Set exercise
Can you transcribe the data exactly? Leave the pictures out.
=======
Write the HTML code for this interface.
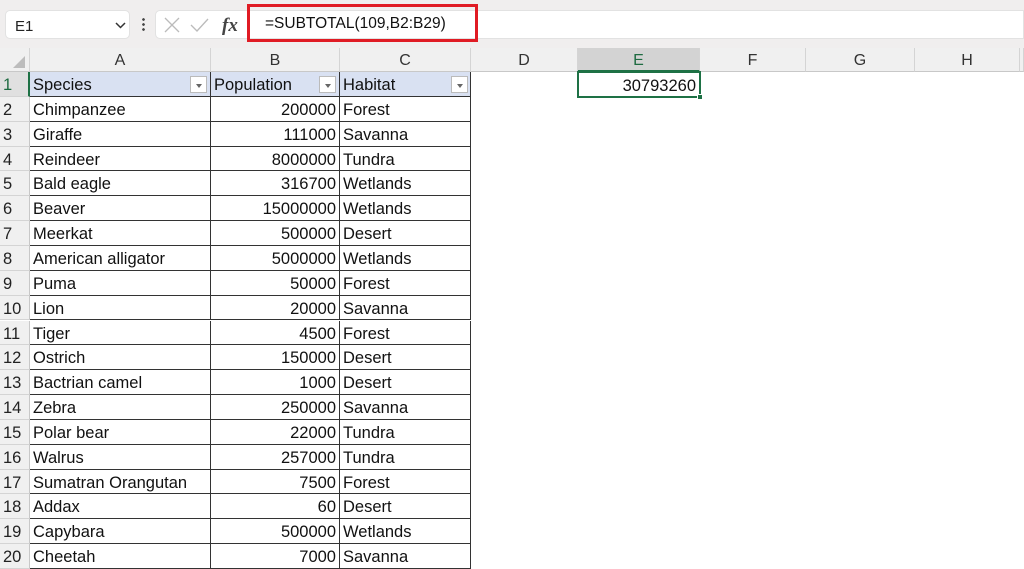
<!DOCTYPE html>
<html><head><meta charset="utf-8"><style>
*{margin:0;padding:0;box-sizing:border-box}
body{width:1024px;height:568px;overflow:hidden;background:#fff;font-family:"Liberation Sans",sans-serif;position:relative}
.top{position:absolute;left:0;top:0;width:1024px;height:48px;background:#f0eeee}
.nb{position:absolute;left:5px;top:10px;width:125px;height:29px;background:#fff;border-radius:5px;border:1px solid #e2e2e2;font-size:15px;padding:7px 0 0 9px;color:#222}
.fb{position:absolute;left:155px;top:10px;width:869px;height:29px;background:#fff;border-radius:5px 0 0 5px;border:1px solid #e2e2e2}
.red{position:absolute;left:247px;top:4px;width:231px;height:38px;border:3px solid #e01b24}
.ft{position:absolute;left:265px;top:15px;font-size:15.5px;color:#111}
.ch{position:absolute;top:48px;height:24px;background:#f0f0f0;border-right:1px solid #d4d4d4;border-bottom:1px solid #c8c8c8;text-align:center;font-size:16px;line-height:26px;color:#333}
.rh{position:absolute;left:0;width:30px;background:#f0f0f0;border-bottom:1px solid #d4d4d4;border-right:1px solid #c8c8c8;font-size:16.5px;color:#222;padding-left:3px;padding-top:2px}
.c{position:absolute;font-size:16.5px;color:#111;border-right:1px solid #333;border-bottom:1px solid #333;padding:2px 3px 0;white-space:nowrap;overflow:hidden}
.r{text-align:right}
.dd{position:absolute;width:17px;height:17px;border:1px solid #bbb;background:#fff;top:4px}
.dd:after{content:"";position:absolute;left:5px;top:7px;border-left:3px solid transparent;border-right:3px solid transparent;border-top:4px solid #666}
</style></head><body>
<div class="top"></div>
<div class="nb">E1<svg style="position:absolute;left:109px;top:11px" width="11" height="7"><path d="M1 1L5.5 5.5L10 1" stroke="#333" stroke-width="1.5" fill="none"/></svg></div>
<div style="position:absolute;left:142px;top:17px;width:3px;height:15px;background:radial-gradient(circle,#444 1.2px,transparent 1.5px) 0 0/3px 5px"></div>
<div class="fb"></div>
<svg style="position:absolute;left:160px;top:15px" width="90" height="22"><path d="M5 3L19 17M19 3L5 17" stroke="#bbb" stroke-width="1.3"/><path d="M31 10L37 16L48 4" stroke="#bbb" stroke-width="1.3" fill="none"/><text x="62" y="16" font-family="Liberation Serif" font-style="italic" font-weight="bold" font-size="19" fill="#444">fx</text></svg>
<div class="red"></div>
<div class="ft">=SUBTOTAL(109,B2:B29)</div>
<div class="ch" style="left:0;width:30px"><svg width="30" height="24" style="position:absolute;left:0;top:0"><path d="M25 8L25 20L13 20Z" fill="#bcbcbc"/></svg></div>
<div class="ch" style="left:30px;width:181px">A</div>
<div class="ch" style="left:211px;width:129px">B</div>
<div class="ch" style="left:340px;width:131px">C</div>
<div class="ch" style="left:471px;width:107px">D</div>
<div class="ch" style="left:578px;width:122px;background:#d3d3d3;color:#1e6b41;border-bottom:2px solid #1e7145">E</div>
<div class="ch" style="left:700px;width:106px">F</div>
<div class="ch" style="left:806px;width:109px">G</div>
<div class="ch" style="left:915px;width:105px">H</div>
<div class="ch" style="left:1020px;width:4px"></div>
<div id="g"></div>
<script>
var d=[["Species","Population","Habitat"],["Chimpanzee","200000","Forest"],["Giraffe","111000","Savanna"],["Reindeer","8000000","Tundra"],["Bald eagle","316700","Wetlands"],["Beaver","15000000","Wetlands"],["Meerkat","500000","Desert"],["American alligator","5000000","Wetlands"],["Puma","50000","Forest"],["Lion","20000","Savanna"],["Tiger","4500","Forest"],["Ostrich","150000","Desert"],["Bactrian camel","1000","Desert"],["Zebra","250000","Savanna"],["Polar bear","22000","Tundra"],["Walrus","257000","Tundra"],["Sumatran Orangutan","7500","Forest"],["Addax","60","Desert"],["Capybara","500000","Wetlands"],["Cheetah","7000","Savanna"]];
var h="",H=24.85;
for(var i=0;i<20;i++){var t=72+i*H,s="top:"+t+"px;height:"+H+"px;line-height:"+(H-2)+"px;";
h+='<div class="rh" style="'+s+(i==0?'color:#1e6b41;background:#e0e0e0;border-right:2px solid #1e7145;':'')+'">'+(i+1)+'</div>';
var bg=i==0?"background:#d9e1f2;":"";
h+='<div class="c" style="'+s+bg+'left:30px;width:181px">'+d[i][0]+'</div>';
h+='<div class="c'+(i?' r':'')+'" style="'+s+bg+'left:211px;width:129px">'+d[i][1]+'</div>';
h+='<div class="c" style="'+s+bg+'left:340px;width:131px">'+d[i][2]+'</div>';}
h+='<div class="dd" style="left:190px;top:76px"></div><div class="dd" style="left:319px;top:76px"></div><div class="dd" style="left:451px;top:76px"></div>';
h+='<div style="position:absolute;left:577px;top:71px;width:124px;height:27px;border:2px solid #1e7145;font-size:16.5px;text-align:right;padding-right:3px;padding-top:2px;line-height:23px;color:#111">30793260</div><div style="position:absolute;left:697px;top:94px;width:6px;height:6px;background:#1e7145;border:1px solid #fff"></div>';
document.getElementById("g").innerHTML=h;
</script>
</body></html>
=======
Answer in full
Write the HTML code for this interface.
<!DOCTYPE html>
<html><head><meta charset="utf-8"><style>
*{margin:0;padding:0;box-sizing:border-box}
body{width:1024px;height:568px;overflow:hidden;background:#fff;font-family:"Liberation Sans",sans-serif;position:relative}
.top{position:absolute;left:0;top:0;width:1024px;height:48px;background:#f0eeee}
.nb{position:absolute;left:5px;top:10px;width:125px;height:29px;background:#fff;border-radius:5px;border:1px solid #e2e2e2;font-size:15px;padding:7px 0 0 9px;color:#222}
.fb{position:absolute;left:155px;top:10px;width:869px;height:29px;background:#fff;border-radius:5px 0 0 5px;border:1px solid #e2e2e2}
.red{position:absolute;left:247px;top:4px;width:231px;height:38px;border:3px solid #e01b24}
.ft{position:absolute;left:265px;top:15px;font-size:15.5px;color:#111}
.ch{position:absolute;top:48px;height:24px;background:#f0f0f0;border-right:1px solid #d4d4d4;border-bottom:1px solid #c8c8c8;text-align:center;font-size:16px;line-height:26px;color:#333}
.rh{position:absolute;left:0;width:30px;background:#f0f0f0;border-bottom:1px solid #d4d4d4;border-right:1px solid #c8c8c8;font-size:16.5px;color:#222;padding-left:3px;padding-top:2px}
.c{position:absolute;font-size:16.5px;color:#111;border-right:1px solid #333;border-bottom:1px solid #333;padding:2px 3px 0;white-space:nowrap;overflow:hidden}
.r{text-align:right}
.dd{position:absolute;width:17px;height:17px;border:1px solid #bbb;background:#fff;top:4px}
.dd:after{content:"";position:absolute;left:5px;top:7px;border-left:3px solid transparent;border-right:3px solid transparent;border-top:4px solid #666}
</style></head><body>
<div class="top"></div>
<div class="nb">E1<svg style="position:absolute;left:109px;top:11px" width="11" height="7"><path d="M1 1L5.5 5.5L10 1" stroke="#333" stroke-width="1.5" fill="none"/></svg></div>
<div style="position:absolute;left:142px;top:17px;width:3px;height:15px;background:radial-gradient(circle,#444 1.2px,transparent 1.5px) 0 0/3px 5px"></div>
<div class="fb"></div>
<svg style="position:absolute;left:160px;top:15px" width="90" height="22"><path d="M5 3L19 17M19 3L5 17" stroke="#bbb" stroke-width="1.3"/><path d="M31 10L37 16L48 4" stroke="#bbb" stroke-width="1.3" fill="none"/><text x="62" y="16" font-family="Liberation Serif" font-style="italic" font-weight="bold" font-size="19" fill="#444">fx</text></svg>
<div class="red"></div>
<div class="ft">=SUBTOTAL(109,B2:B29)</div>
<div class="ch" style="left:0;width:30px"><svg width="30" height="24" style="position:absolute;left:0;top:0"><path d="M25 8L25 20L13 20Z" fill="#bcbcbc"/></svg></div>
<div class="ch" style="left:30px;width:181px">A</div>
<div class="ch" style="left:211px;width:129px">B</div>
<div class="ch" style="left:340px;width:131px">C</div>
<div class="ch" style="left:471px;width:107px">D</div>
<div class="ch" style="left:578px;width:122px;background:#d3d3d3;color:#1e6b41;border-bottom:2px solid #1e7145">E</div>
<div class="ch" style="left:700px;width:106px">F</div>
<div class="ch" style="left:806px;width:109px">G</div>
<div class="ch" style="left:915px;width:105px">H</div>
<div class="ch" style="left:1020px;width:4px"></div>
<div id="g"></div>
<script>
var d=[["Species","Population","Habitat"],["Chimpanzee","200000","Forest"],["Giraffe","111000","Savanna"],["Reindeer","8000000","Tundra"],["Bald eagle","316700","Wetlands"],["Beaver","15000000","Wetlands"],["Meerkat","500000","Desert"],["American alligator","5000000","Wetlands"],["Puma","50000","Forest"],["Lion","20000","Savanna"],["Tiger","4500","Forest"],["Ostrich","150000","Desert"],["Bactrian camel","1000","Desert"],["Zebra","250000","Savanna"],["Polar bear","22000","Tundra"],["Walrus","257000","Tundra"],["Sumatran Orangutan","7500","Forest"],["Addax","60","Desert"],["Capybara","500000","Wetlands"],["Cheetah","7000","Savanna"]];
var h="",H=24.85;
for(var i=0;i<20;i++){var t=72+i*H,s="top:"+t+"px;height:"+H+"px;line-height:"+(H-2)+"px;";
h+='<div class="rh" style="'+s+(i==0?'color:#1e6b41;background:#e0e0e0;border-right:2px solid #1e7145;':'')+'">'+(i+1)+'</div>';
var bg=i==0?"background:#d9e1f2;":"";
h+='<div class="c" style="'+s+bg+'left:30px;width:181px">'+d[i][0]+'</div>';
h+='<div class="c'+(i?' r':'')+'" style="'+s+bg+'left:211px;width:129px">'+d[i][1]+'</div>';
h+='<div class="c" style="'+s+bg+'left:340px;width:131px">'+d[i][2]+'</div>';}
h+='<div class="dd" style="left:190px;top:76px"></div><div class="dd" style="left:319px;top:76px"></div><div class="dd" style="left:451px;top:76px"></div>';
h+='<div style="position:absolute;left:577px;top:71px;width:124px;height:27px;border:2px solid #1e7145;font-size:16.5px;text-align:right;padding-right:3px;padding-top:2px;line-height:23px;color:#111">30793260</div><div style="position:absolute;left:697px;top:94px;width:6px;height:6px;background:#1e7145;border:1px solid #fff"></div>';
document.getElementById("g").innerHTML=h;
</script>
</body></html>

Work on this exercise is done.